PROBLEM REQUIREMENTS: Copy the listing below in full and skip every picture.

○ ○ ○ ○ ○

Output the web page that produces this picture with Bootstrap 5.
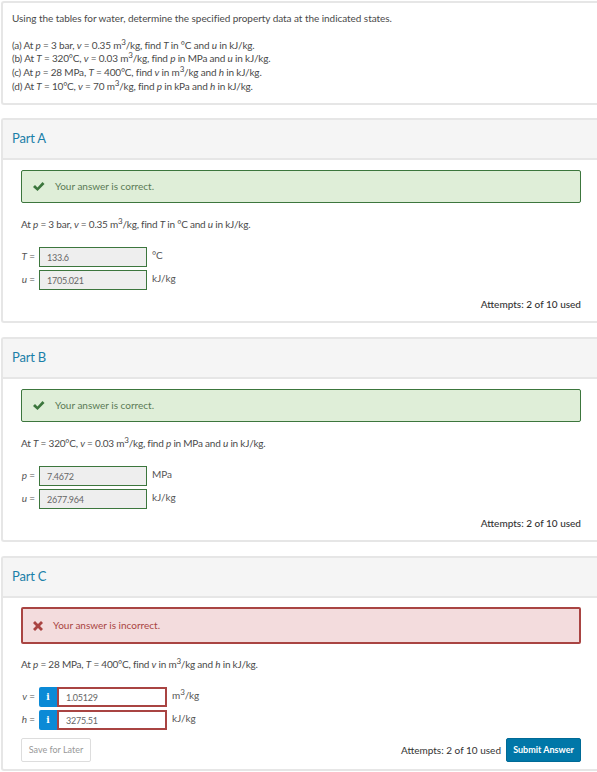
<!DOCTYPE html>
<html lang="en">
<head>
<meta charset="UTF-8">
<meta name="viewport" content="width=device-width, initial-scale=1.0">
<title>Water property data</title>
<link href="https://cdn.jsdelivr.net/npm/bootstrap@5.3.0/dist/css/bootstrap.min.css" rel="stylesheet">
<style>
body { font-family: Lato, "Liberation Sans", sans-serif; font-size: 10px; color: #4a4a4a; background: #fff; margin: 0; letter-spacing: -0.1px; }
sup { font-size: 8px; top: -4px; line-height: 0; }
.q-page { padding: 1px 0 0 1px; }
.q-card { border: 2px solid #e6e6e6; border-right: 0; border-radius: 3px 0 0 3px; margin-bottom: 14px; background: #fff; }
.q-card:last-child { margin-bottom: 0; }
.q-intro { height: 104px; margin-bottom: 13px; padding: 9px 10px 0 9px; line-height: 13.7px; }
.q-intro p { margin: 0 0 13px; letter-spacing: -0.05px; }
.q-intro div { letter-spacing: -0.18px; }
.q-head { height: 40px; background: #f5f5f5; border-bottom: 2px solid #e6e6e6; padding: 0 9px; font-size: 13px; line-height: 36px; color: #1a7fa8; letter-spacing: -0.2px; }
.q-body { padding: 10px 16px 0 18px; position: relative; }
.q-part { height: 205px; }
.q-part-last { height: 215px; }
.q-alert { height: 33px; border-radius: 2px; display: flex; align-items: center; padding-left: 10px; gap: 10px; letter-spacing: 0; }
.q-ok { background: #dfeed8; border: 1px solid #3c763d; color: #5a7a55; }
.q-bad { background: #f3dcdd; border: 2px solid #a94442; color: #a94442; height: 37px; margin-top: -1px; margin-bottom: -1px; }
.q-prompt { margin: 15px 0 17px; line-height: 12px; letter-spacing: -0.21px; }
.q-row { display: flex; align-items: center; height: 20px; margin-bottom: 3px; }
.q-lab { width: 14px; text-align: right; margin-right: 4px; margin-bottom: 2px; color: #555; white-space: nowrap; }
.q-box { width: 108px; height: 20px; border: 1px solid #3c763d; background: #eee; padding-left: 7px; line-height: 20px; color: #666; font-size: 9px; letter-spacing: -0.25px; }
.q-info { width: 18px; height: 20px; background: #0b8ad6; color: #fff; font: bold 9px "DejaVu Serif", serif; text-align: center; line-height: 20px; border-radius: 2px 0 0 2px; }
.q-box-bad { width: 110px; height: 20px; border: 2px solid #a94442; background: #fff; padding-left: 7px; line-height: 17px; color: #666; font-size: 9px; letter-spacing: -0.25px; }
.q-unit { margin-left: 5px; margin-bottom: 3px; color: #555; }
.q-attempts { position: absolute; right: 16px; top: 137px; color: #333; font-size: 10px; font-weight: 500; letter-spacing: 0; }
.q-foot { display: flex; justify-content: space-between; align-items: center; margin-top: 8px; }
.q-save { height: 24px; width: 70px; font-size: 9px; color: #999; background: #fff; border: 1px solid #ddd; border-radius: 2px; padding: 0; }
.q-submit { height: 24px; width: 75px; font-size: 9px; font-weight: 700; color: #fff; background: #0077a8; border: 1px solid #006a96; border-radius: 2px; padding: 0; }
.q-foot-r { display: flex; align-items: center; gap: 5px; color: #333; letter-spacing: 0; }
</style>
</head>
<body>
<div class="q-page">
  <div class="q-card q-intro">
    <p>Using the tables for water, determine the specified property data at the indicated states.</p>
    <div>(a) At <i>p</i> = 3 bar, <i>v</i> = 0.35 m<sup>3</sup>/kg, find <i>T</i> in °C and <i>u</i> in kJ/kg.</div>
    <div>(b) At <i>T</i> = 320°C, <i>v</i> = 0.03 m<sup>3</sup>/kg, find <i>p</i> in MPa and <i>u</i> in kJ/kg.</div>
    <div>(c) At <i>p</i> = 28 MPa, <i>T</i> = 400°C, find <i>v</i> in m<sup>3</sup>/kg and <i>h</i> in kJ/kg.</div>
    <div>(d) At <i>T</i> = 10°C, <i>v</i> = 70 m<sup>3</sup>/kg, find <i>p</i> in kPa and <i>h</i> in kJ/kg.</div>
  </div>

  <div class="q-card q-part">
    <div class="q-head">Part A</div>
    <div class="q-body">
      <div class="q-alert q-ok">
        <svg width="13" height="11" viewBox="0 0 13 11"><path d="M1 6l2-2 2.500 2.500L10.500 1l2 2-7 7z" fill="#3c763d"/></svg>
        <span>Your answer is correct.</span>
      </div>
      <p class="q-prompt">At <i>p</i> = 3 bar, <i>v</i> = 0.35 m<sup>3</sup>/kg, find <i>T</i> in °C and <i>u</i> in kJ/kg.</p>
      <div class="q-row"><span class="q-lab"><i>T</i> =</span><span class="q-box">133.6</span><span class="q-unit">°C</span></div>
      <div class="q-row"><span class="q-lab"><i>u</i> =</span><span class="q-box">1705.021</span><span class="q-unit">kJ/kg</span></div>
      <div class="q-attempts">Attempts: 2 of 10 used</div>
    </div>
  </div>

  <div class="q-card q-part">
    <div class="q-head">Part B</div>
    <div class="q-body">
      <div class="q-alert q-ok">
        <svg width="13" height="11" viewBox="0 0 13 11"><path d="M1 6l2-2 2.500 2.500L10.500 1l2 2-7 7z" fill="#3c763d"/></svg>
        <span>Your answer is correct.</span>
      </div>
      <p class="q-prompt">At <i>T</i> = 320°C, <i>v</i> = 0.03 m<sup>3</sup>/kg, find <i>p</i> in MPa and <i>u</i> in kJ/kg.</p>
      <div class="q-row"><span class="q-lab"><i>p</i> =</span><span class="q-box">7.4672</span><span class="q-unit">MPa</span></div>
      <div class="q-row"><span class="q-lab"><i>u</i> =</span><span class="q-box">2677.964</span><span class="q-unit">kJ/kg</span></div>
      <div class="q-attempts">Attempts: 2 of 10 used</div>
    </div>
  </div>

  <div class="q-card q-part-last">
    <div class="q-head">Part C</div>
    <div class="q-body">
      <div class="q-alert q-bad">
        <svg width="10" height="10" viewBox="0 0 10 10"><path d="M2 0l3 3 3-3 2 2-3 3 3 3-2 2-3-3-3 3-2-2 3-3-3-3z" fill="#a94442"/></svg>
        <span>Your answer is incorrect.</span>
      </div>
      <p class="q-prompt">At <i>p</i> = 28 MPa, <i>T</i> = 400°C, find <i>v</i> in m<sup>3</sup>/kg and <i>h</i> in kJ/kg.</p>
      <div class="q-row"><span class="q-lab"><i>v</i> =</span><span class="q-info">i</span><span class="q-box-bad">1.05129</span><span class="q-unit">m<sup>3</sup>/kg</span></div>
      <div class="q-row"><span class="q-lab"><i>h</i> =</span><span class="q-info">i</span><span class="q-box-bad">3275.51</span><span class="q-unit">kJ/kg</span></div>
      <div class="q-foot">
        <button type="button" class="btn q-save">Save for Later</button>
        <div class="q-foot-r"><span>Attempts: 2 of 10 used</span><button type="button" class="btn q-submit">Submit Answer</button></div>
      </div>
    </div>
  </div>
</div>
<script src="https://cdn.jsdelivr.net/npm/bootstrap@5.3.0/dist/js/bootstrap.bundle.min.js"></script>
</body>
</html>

○ ○ ○ ○ ○

TASK RESPONSE:
Output the web page that produces this picture with Bootstrap 5.
<!DOCTYPE html>
<html lang="en">
<head>
<meta charset="UTF-8">
<meta name="viewport" content="width=device-width, initial-scale=1.0">
<title>Water property data</title>
<link href="https://cdn.jsdelivr.net/npm/bootstrap@5.3.0/dist/css/bootstrap.min.css" rel="stylesheet">
<style>
body { font-family: Lato, "Liberation Sans", sans-serif; font-size: 10px; color: #4a4a4a; background: #fff; margin: 0; letter-spacing: -0.1px; }
sup { font-size: 8px; top: -4px; line-height: 0; }
.q-page { padding: 1px 0 0 1px; }
.q-card { border: 2px solid #e6e6e6; border-right: 0; border-radius: 3px 0 0 3px; margin-bottom: 14px; background: #fff; }
.q-card:last-child { margin-bottom: 0; }
.q-intro { height: 104px; margin-bottom: 13px; padding: 9px 10px 0 9px; line-height: 13.7px; }
.q-intro p { margin: 0 0 13px; letter-spacing: -0.05px; }
.q-intro div { letter-spacing: -0.18px; }
.q-head { height: 40px; background: #f5f5f5; border-bottom: 2px solid #e6e6e6; padding: 0 9px; font-size: 13px; line-height: 36px; color: #1a7fa8; letter-spacing: -0.2px; }
.q-body { padding: 10px 16px 0 18px; position: relative; }
.q-part { height: 205px; }
.q-part-last { height: 215px; }
.q-alert { height: 33px; border-radius: 2px; display: flex; align-items: center; padding-left: 10px; gap: 10px; letter-spacing: 0; }
.q-ok { background: #dfeed8; border: 1px solid #3c763d; color: #5a7a55; }
.q-bad { background: #f3dcdd; border: 2px solid #a94442; color: #a94442; height: 37px; margin-top: -1px; margin-bottom: -1px; }
.q-prompt { margin: 15px 0 17px; line-height: 12px; letter-spacing: -0.21px; }
.q-row { display: flex; align-items: center; height: 20px; margin-bottom: 3px; }
.q-lab { width: 14px; text-align: right; margin-right: 4px; margin-bottom: 2px; color: #555; white-space: nowrap; }
.q-box { width: 108px; height: 20px; border: 1px solid #3c763d; background: #eee; padding-left: 7px; line-height: 20px; color: #666; font-size: 9px; letter-spacing: -0.25px; }
.q-info { width: 18px; height: 20px; background: #0b8ad6; color: #fff; font: bold 9px "DejaVu Serif", serif; text-align: center; line-height: 20px; border-radius: 2px 0 0 2px; }
.q-box-bad { width: 110px; height: 20px; border: 2px solid #a94442; background: #fff; padding-left: 7px; line-height: 17px; color: #666; font-size: 9px; letter-spacing: -0.25px; }
.q-unit { margin-left: 5px; margin-bottom: 3px; color: #555; }
.q-attempts { position: absolute; right: 16px; top: 137px; color: #333; font-size: 10px; font-weight: 500; letter-spacing: 0; }
.q-foot { display: flex; justify-content: space-between; align-items: center; margin-top: 8px; }
.q-save { height: 24px; width: 70px; font-size: 9px; color: #999; background: #fff; border: 1px solid #ddd; border-radius: 2px; padding: 0; }
.q-submit { height: 24px; width: 75px; font-size: 9px; font-weight: 700; color: #fff; background: #0077a8; border: 1px solid #006a96; border-radius: 2px; padding: 0; }
.q-foot-r { display: flex; align-items: center; gap: 5px; color: #333; letter-spacing: 0; }
</style>
</head>
<body>
<div class="q-page">
  <div class="q-card q-intro">
    <p>Using the tables for water, determine the specified property data at the indicated states.</p>
    <div>(a) At <i>p</i> = 3 bar, <i>v</i> = 0.35 m<sup>3</sup>/kg, find <i>T</i> in °C and <i>u</i> in kJ/kg.</div>
    <div>(b) At <i>T</i> = 320°C, <i>v</i> = 0.03 m<sup>3</sup>/kg, find <i>p</i> in MPa and <i>u</i> in kJ/kg.</div>
    <div>(c) At <i>p</i> = 28 MPa, <i>T</i> = 400°C, find <i>v</i> in m<sup>3</sup>/kg and <i>h</i> in kJ/kg.</div>
    <div>(d) At <i>T</i> = 10°C, <i>v</i> = 70 m<sup>3</sup>/kg, find <i>p</i> in kPa and <i>h</i> in kJ/kg.</div>
  </div>

  <div class="q-card q-part">
    <div class="q-head">Part A</div>
    <div class="q-body">
      <div class="q-alert q-ok">
        <svg width="13" height="11" viewBox="0 0 13 11"><path d="M1 6l2-2 2.500 2.500L10.500 1l2 2-7 7z" fill="#3c763d"/></svg>
        <span>Your answer is correct.</span>
      </div>
      <p class="q-prompt">At <i>p</i> = 3 bar, <i>v</i> = 0.35 m<sup>3</sup>/kg, find <i>T</i> in °C and <i>u</i> in kJ/kg.</p>
      <div class="q-row"><span class="q-lab"><i>T</i> =</span><span class="q-box">133.6</span><span class="q-unit">°C</span></div>
      <div class="q-row"><span class="q-lab"><i>u</i> =</span><span class="q-box">1705.021</span><span class="q-unit">kJ/kg</span></div>
      <div class="q-attempts">Attempts: 2 of 10 used</div>
    </div>
  </div>

  <div class="q-card q-part">
    <div class="q-head">Part B</div>
    <div class="q-body">
      <div class="q-alert q-ok">
        <svg width="13" height="11" viewBox="0 0 13 11"><path d="M1 6l2-2 2.500 2.500L10.500 1l2 2-7 7z" fill="#3c763d"/></svg>
        <span>Your answer is correct.</span>
      </div>
      <p class="q-prompt">At <i>T</i> = 320°C, <i>v</i> = 0.03 m<sup>3</sup>/kg, find <i>p</i> in MPa and <i>u</i> in kJ/kg.</p>
      <div class="q-row"><span class="q-lab"><i>p</i> =</span><span class="q-box">7.4672</span><span class="q-unit">MPa</span></div>
      <div class="q-row"><span class="q-lab"><i>u</i> =</span><span class="q-box">2677.964</span><span class="q-unit">kJ/kg</span></div>
      <div class="q-attempts">Attempts: 2 of 10 used</div>
    </div>
  </div>

  <div class="q-card q-part-last">
    <div class="q-head">Part C</div>
    <div class="q-body">
      <div class="q-alert q-bad">
        <svg width="10" height="10" viewBox="0 0 10 10"><path d="M2 0l3 3 3-3 2 2-3 3 3 3-2 2-3-3-3 3-2-2 3-3-3-3z" fill="#a94442"/></svg>
        <span>Your answer is incorrect.</span>
      </div>
      <p class="q-prompt">At <i>p</i> = 28 MPa, <i>T</i> = 400°C, find <i>v</i> in m<sup>3</sup>/kg and <i>h</i> in kJ/kg.</p>
      <div class="q-row"><span class="q-lab"><i>v</i> =</span><span class="q-info">i</span><span class="q-box-bad">1.05129</span><span class="q-unit">m<sup>3</sup>/kg</span></div>
      <div class="q-row"><span class="q-lab"><i>h</i> =</span><span class="q-info">i</span><span class="q-box-bad">3275.51</span><span class="q-unit">kJ/kg</span></div>
      <div class="q-foot">
        <button type="button" class="btn q-save">Save for Later</button>
        <div class="q-foot-r"><span>Attempts: 2 of 10 used</span><button type="button" class="btn q-submit">Submit Answer</button></div>
      </div>
    </div>
  </div>
</div>
<script src="https://cdn.jsdelivr.net/npm/bootstrap@5.3.0/dist/js/bootstrap.bundle.min.js"></script>
</body>
</html>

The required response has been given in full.